Following a roughly 40-minute delay, the field took to the track once more for a single-file race restart, led by Steyn, Bruni, and Pardus. But rather than the originally planned 15-lap battle, the race would be a 23-minute timed sprint to the checker.

Except for a little dust in Turn 1, drivers stayed clean during the restart, with Steyn leading the charge. Into Roller Coaster, Pardus popped to the front in his No. 42 Danus Utilities/East Street Racing 2003 Mazda Miata followed by Bruni, Mactutus, and Jim Drago. Steyn was now in fifth, trailed by Raiden Nicol and Elivan Goulart.

The front pack fanned four wide starting lap five, with Nicol diving into Turn 1 and emerging in the lead, putting Pardus in hot pursuit.

Two laps later, the front five had broken from the field, with Nicol being chased by Pardus and more. Pardus soon made his move, passing for the lead, placing Nicol in second, followed by Steyn, Mactutus, and Bruni. That lead pack bravely headed four wide into South Bend and Oak Tree, with Steyn and Nicol discovering their piece of racetrack was the corner exit’s dirt.

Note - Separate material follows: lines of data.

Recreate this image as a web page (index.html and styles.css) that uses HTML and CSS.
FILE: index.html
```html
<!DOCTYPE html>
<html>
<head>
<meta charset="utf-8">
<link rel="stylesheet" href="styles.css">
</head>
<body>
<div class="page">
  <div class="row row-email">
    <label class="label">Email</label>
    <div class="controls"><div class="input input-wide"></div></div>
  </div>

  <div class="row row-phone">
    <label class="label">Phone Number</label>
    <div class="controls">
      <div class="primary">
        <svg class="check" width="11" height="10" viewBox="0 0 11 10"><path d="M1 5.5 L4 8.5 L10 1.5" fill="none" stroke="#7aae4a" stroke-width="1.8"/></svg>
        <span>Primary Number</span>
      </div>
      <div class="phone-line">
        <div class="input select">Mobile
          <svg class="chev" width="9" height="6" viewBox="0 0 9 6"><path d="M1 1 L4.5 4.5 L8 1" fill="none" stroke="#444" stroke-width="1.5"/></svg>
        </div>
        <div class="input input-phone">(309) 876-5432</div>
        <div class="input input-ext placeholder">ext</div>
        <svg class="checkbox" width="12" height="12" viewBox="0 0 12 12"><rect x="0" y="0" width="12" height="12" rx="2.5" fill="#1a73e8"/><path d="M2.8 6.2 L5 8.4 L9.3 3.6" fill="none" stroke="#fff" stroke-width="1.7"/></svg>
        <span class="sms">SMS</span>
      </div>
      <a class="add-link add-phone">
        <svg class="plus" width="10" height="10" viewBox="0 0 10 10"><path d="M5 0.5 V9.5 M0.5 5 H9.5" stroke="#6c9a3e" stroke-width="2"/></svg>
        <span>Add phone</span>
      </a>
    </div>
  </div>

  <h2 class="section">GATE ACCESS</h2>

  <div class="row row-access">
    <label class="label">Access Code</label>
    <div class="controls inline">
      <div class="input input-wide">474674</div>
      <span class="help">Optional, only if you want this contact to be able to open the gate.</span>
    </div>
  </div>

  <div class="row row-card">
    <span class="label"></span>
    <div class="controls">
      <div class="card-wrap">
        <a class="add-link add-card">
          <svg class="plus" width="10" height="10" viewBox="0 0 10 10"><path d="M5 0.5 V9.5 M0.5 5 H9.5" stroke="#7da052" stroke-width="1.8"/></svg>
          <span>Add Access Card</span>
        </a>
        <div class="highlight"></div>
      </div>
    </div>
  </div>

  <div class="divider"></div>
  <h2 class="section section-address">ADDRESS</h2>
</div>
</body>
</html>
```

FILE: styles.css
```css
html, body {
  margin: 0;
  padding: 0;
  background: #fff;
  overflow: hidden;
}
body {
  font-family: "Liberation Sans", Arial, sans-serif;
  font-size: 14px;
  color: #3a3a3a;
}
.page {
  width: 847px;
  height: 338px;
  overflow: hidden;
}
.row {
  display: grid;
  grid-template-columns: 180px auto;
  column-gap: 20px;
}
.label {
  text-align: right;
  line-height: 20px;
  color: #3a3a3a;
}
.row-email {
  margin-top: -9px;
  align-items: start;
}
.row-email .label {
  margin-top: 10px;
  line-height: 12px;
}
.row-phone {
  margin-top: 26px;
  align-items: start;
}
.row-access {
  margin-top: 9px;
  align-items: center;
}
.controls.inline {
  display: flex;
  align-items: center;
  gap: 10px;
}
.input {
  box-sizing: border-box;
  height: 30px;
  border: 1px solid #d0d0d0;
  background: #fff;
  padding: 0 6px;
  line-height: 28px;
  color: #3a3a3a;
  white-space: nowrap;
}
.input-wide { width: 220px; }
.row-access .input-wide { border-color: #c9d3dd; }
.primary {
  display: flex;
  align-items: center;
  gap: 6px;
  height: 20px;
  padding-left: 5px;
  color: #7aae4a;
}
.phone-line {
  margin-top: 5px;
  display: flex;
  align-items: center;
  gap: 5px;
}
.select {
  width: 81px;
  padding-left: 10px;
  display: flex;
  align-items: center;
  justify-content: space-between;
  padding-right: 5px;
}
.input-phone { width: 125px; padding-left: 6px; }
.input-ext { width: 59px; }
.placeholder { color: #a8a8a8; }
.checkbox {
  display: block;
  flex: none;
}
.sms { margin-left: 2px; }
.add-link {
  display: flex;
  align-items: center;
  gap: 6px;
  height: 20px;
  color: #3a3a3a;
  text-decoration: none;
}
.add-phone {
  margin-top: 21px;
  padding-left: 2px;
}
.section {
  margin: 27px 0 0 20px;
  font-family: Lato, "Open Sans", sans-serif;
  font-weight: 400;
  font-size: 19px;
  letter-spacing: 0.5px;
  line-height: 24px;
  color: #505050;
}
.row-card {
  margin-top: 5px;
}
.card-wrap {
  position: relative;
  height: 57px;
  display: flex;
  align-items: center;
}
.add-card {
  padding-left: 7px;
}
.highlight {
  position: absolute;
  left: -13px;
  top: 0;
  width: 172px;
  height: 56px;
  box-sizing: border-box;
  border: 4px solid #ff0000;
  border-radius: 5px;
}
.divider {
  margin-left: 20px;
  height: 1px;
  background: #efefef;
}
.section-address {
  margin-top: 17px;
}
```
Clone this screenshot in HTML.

This scrap broke the pack slightly, and by lap 10, the frontrunners were Bruni, Pardus, Drago, Brian Henderson (who was up from sixth), and Mactutus, followed by Steyn and Daniel Conway. It wasn’t long before there was more action up front as Mactutus went into the grass at the top of Roller Coaster and rejoined the track all the way down at Hog Pen.

When the white waved, the front grouping was made up of just Pardus and Bruni, leaving Steyn, Henderson, Drago, Conway, and Ethan Jacobs embroiled in a battle for third.

Out of Oak Tree, Pardus and Bruni went side-by-side for a photo finish.

“We were coming through those last few turns, I’d missed South Bend by a mile, and we went down into Oak Tree,” said Bruni. “Preston got a little wide I think, and I was able to get alongside of him down the back straight. We went two wide through Roller Coaster; he came out ahead, I tucked back inside.”

Bruni had one last shot in his No. 6 East Street Racing 2002 Mazda Miata. “[Pardus] got a little loose on exit and I got the run,” said Bruni. “I was like, alright, let’s see where we get to.”

Pardus thought he had Bruni beat in South Bend, although he quickly discovered that was not the case.

“I lost whatever time I had,” Pardus said. “Thankfully, I recovered enough. Going through Hog Pen I thought I had it in hand, but he had a run — I don’t know, he side-drafted me or something there and got up next to me and across the line.”